Images and videos of massive rallies circulated on social media as Iranians gathered following Friday prayers to denounce Soleimani's killing, which was ordered by U.S. President Donald Trump and carried out via drone strike Thursday night.

Soleimani's assassination, according to Al-Jazeera, "triggered a wave of emotions and garnered a response of solidarity and retribution across the otherwise divided Iranian political spectrum."

Nazli, a 40-year-old resident from the northern city of Rasht, told the Washington Post Friday that "everyone is worried."

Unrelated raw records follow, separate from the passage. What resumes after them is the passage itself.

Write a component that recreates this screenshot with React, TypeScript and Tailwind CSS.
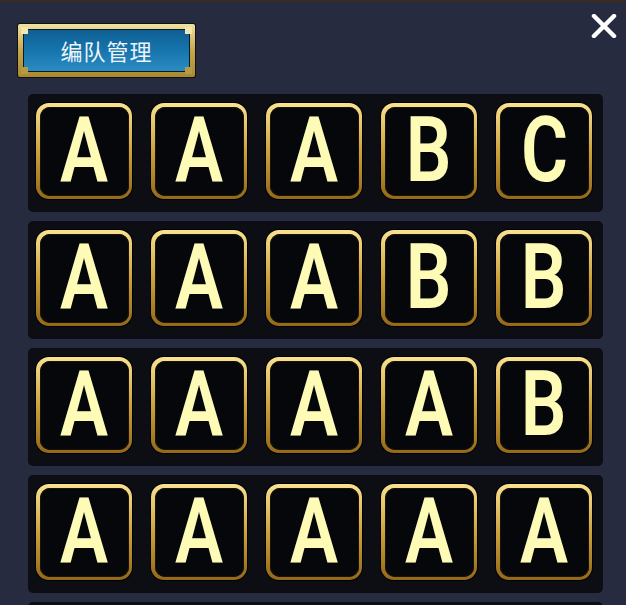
import React from "react";

const rows = [
  ["A", "A", "A", "B", "C"],
  ["A", "A", "A", "B", "B"],
  ["A", "A", "A", "A", "B"],
  ["A", "A", "A", "A", "A"],
];

function Tile({ letter }: { letter: string }) {
  return (
    <div className="h-[96px] w-[96px] shrink-0 rounded-[13px] bg-gradient-to-b from-[#f9e291] via-[#cda23d] to-[#936818] p-[3.5px] shadow-[0_0_0_1px_#000]">
      <div className="flex h-full w-full items-center justify-center rounded-[10px] bg-[#05070b] shadow-[inset_0_0_0_1px_#1a1408]">
        <span
          className="inline-block scale-x-[0.8] text-[90px] font-semibold leading-none text-[#fdfbb6]"
          style={{ fontFamily: "Roboto, 'DejaVu Sans', sans-serif" }}
        >
          {letter}
        </span>
      </div>
    </div>
  );
}

function TeamButton() {
  return (
    <div className="relative h-[53px] w-[177px] rounded-[2px] bg-gradient-to-b from-[#efe2a0] via-[#c9a64c] to-[#a88a30] p-[5px] shadow-[0_0_0_1px_#111]">
      <div className="relative flex h-full w-full items-center justify-center border border-[#0c1a26] bg-gradient-to-b from-[#0f5f93] via-[#1675ad] to-[#2a8cc2]">
        <span
          className="text-[22px] tracking-[1px] text-[#eef4fa]"
          style={{ fontFamily: "'Noto Sans CJK SC', sans-serif" }}
        >
          编队管理
        </span>
      </div>
      <div className="absolute left-[3px] top-[3px] h-[7px] w-[7px] bg-[#f3e7b0]" />
      <div className="absolute right-[3px] top-[3px] h-[7px] w-[7px] bg-[#f3e7b0]" />
      <div className="absolute bottom-[3px] left-[3px] h-[7px] w-[7px] bg-[#b89a44]" />
      <div className="absolute bottom-[3px] right-[3px] h-[7px] w-[7px] bg-[#b89a44]" />
    </div>
  );
}

export default function App() {
  return (
    <div className="h-[605px] w-[626px] overflow-hidden border-t-2 border-[#3b2c22] bg-[#262b3f]">
      <div className="flex items-start justify-between pl-[18px] pr-[9px] pt-[22px]">
        <TeamButton />
        <svg width="26" height="24" viewBox="0 0 26 24" className="-mt-[10px]">
          <path d="M3 2 L23 22 M23 2 L3 22" stroke="#ffffff" strokeWidth="4.5" strokeLinecap="round" />
        </svg>
      </div>
      <div className="ml-[28px] mr-[23px] mt-[17px] flex flex-col gap-[9px]">
        {rows.map((row, i) => (
          <div key={i} className="flex h-[118px] gap-[19px] rounded-[5px] bg-[#0c0e14] pl-[8px] pt-[9px]">
            {row.map((l, j) => (
              <Tile key={j} letter={l} />
            ))}
          </div>
        ))}
        <div className="h-[118px] rounded-[5px] bg-[#0c0e14]" />
      </div>
    </div>
  );
}
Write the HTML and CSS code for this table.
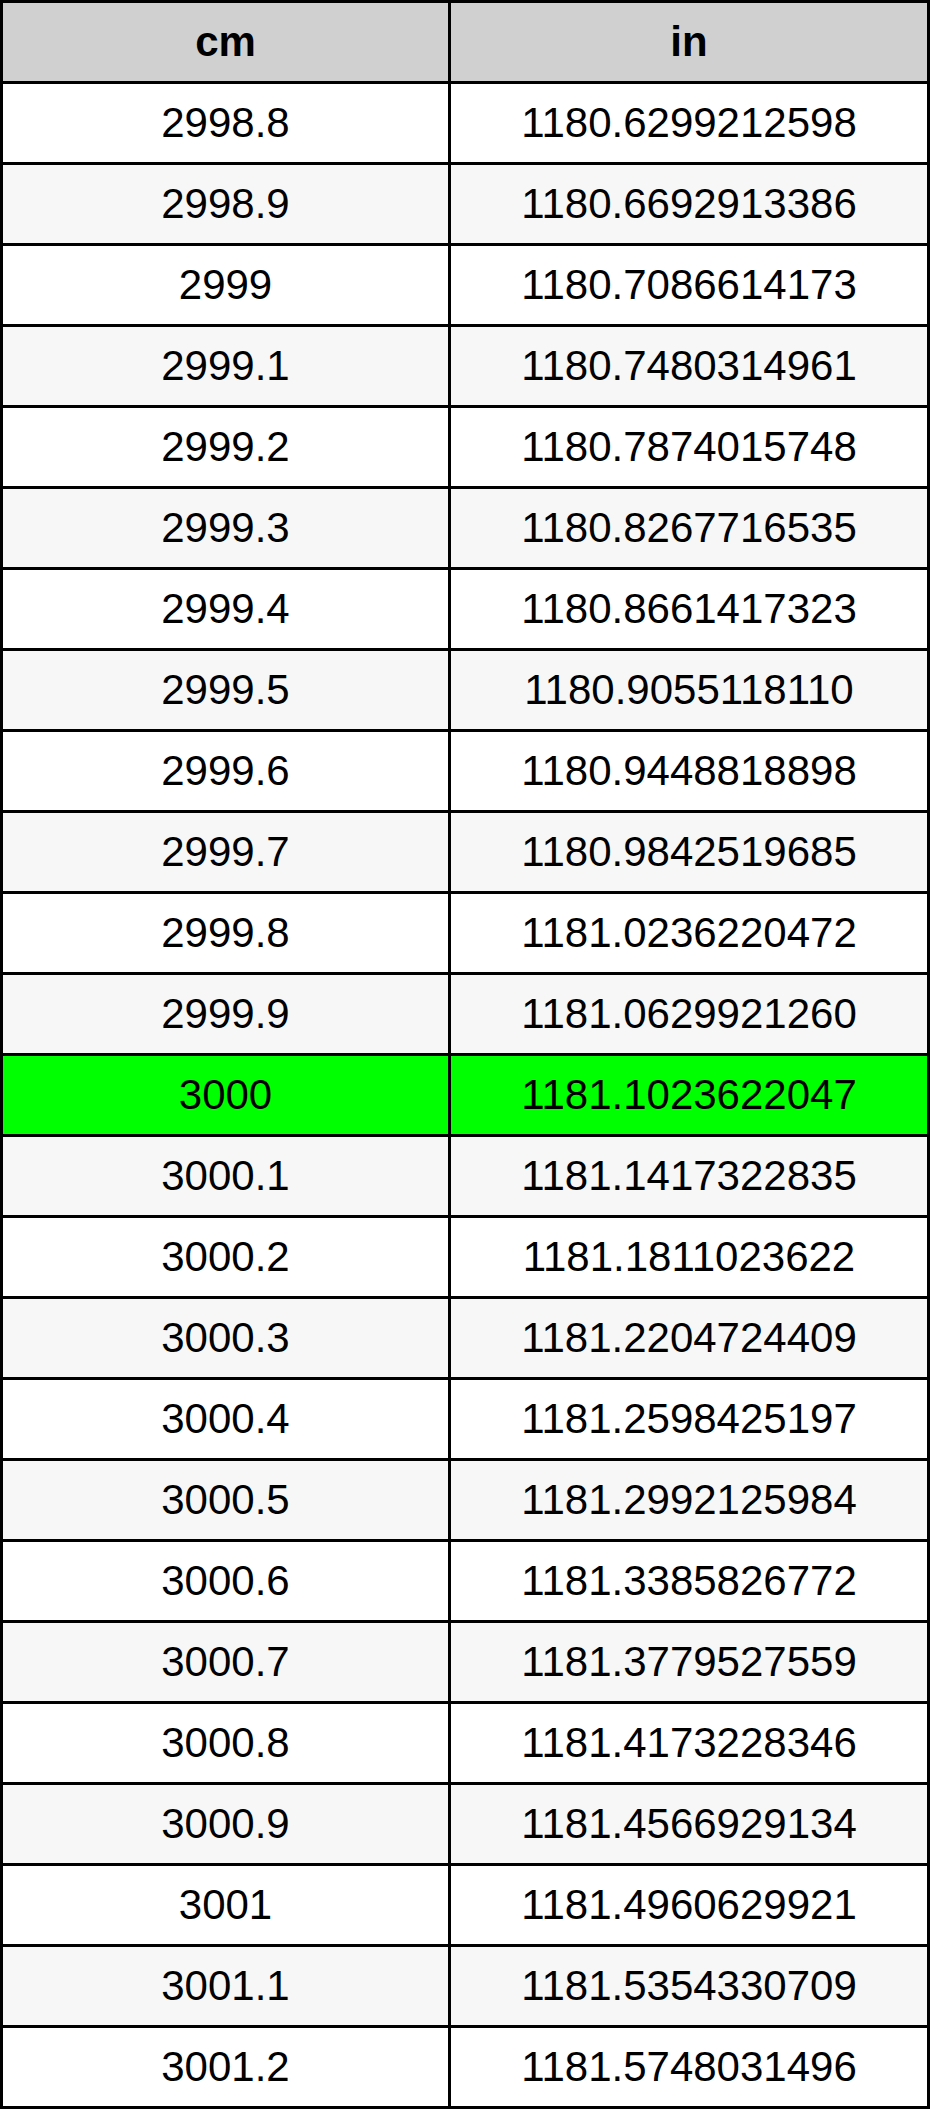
FILE: index.html
```html
<!DOCTYPE html>
<html>
<head>
<meta charset="utf-8">
<link rel="stylesheet" href="styles.css">
</head>
<body>
<table class="conv">
<colgroup><col class="c1"><col class="c2"></colgroup>
<thead><tr><th>cm</th><th>in</th></tr></thead>
<tbody>
<tr><td>2998.8</td><td>1180.6299212598</td></tr>
<tr><td>2998.9</td><td>1180.6692913386</td></tr>
<tr><td>2999</td><td>1180.7086614173</td></tr>
<tr><td>2999.1</td><td>1180.7480314961</td></tr>
<tr><td>2999.2</td><td>1180.7874015748</td></tr>
<tr><td>2999.3</td><td>1180.8267716535</td></tr>
<tr><td>2999.4</td><td>1180.8661417323</td></tr>
<tr><td>2999.5</td><td>1180.9055118110</td></tr>
<tr><td>2999.6</td><td>1180.9448818898</td></tr>
<tr><td>2999.7</td><td>1180.9842519685</td></tr>
<tr><td>2999.8</td><td>1181.0236220472</td></tr>
<tr><td>2999.9</td><td>1181.0629921260</td></tr>
<tr class="hl"><td>3000</td><td>1181.1023622047</td></tr>
<tr><td>3000.1</td><td>1181.1417322835</td></tr>
<tr><td>3000.2</td><td>1181.1811023622</td></tr>
<tr><td>3000.3</td><td>1181.2204724409</td></tr>
<tr><td>3000.4</td><td>1181.2598425197</td></tr>
<tr><td>3000.5</td><td>1181.2992125984</td></tr>
<tr><td>3000.6</td><td>1181.3385826772</td></tr>
<tr><td>3000.7</td><td>1181.3779527559</td></tr>
<tr><td>3000.8</td><td>1181.4173228346</td></tr>
<tr><td>3000.9</td><td>1181.4566929134</td></tr>
<tr><td>3001</td><td>1181.4960629921</td></tr>
<tr><td>3001.1</td><td>1181.5354330709</td></tr>
<tr><td>3001.2</td><td>1181.5748031496</td></tr>
</tbody>
</table>
</body>
</html>
```
FILE: styles.css
```css
html, body {
  margin: 0;
  padding: 0;
  background: #ffffff;
}
.conv {
  width: 930px;
  table-layout: fixed;
  border-collapse: separate;
  border-spacing: 3px;
  background: #000000;
  font-family: "Liberation Sans", Arial, sans-serif;
  color: #000000;
}
.conv .c1 { width: 445px; }
.conv .c2 { width: 476px; }
.conv th, .conv td {
  height: 78px;
  padding: 0;
  text-align: center;
  vertical-align: middle;
  font-size: 42px;
  line-height: 78px;
}
.conv th {
  background: #d0d0d0;
  font-weight: bold;
}
.conv tbody tr:nth-child(odd) td { background: #ffffff; }
.conv tbody tr:nth-child(even) td { background: #f7f7f7; }
.conv tbody tr.hl td { background: #00ff00; }
```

"The people I spoke with weren't sad but shocked," said Nazli. "On social media, some people I thought didn't support the regime are now expressing sorrow for his death."

Hundreds of Iranians also gathered outside the United Nations office in Tehran to condemn the assassination, which sparked warnings of a catastrophic regional conflict.

Farhan Haq, deputy spokesman for U.N. Secretary General António Guterres, said in a statement Friday that "this is a moment in which leaders must exercise maximum restraint."

"The world cannot afford another war in the Gulf," said Haq.

Iranian leaders condemned Soleimani's assassination as an act of terrorism and vowed retaliatory action against the United States.

"The U.S. bears responsibility for all consequences of its rogue adventurism," Iranian Foreign Minister Javad Zarif tweeted late Thursday.

The massive rallies in Iran came as U.S. Secretary of State Pompeo said in a CNN interview Friday that he believes Iranians will welcome the assassination of Soleimani—a remark that drew comparisons to former Vice President Dick Cheney's infamous prediction in 2003 that American troops would be "greeted as liberators" in Iraq.

"We have every expectation that people not only in Iraq but in Iran will view the American action last night as giving them freedom," said Pompeo. "Freedom to have the opportunity for success and prosperity for their nations. While the political leadership may not want that, the people in these nations will demand it."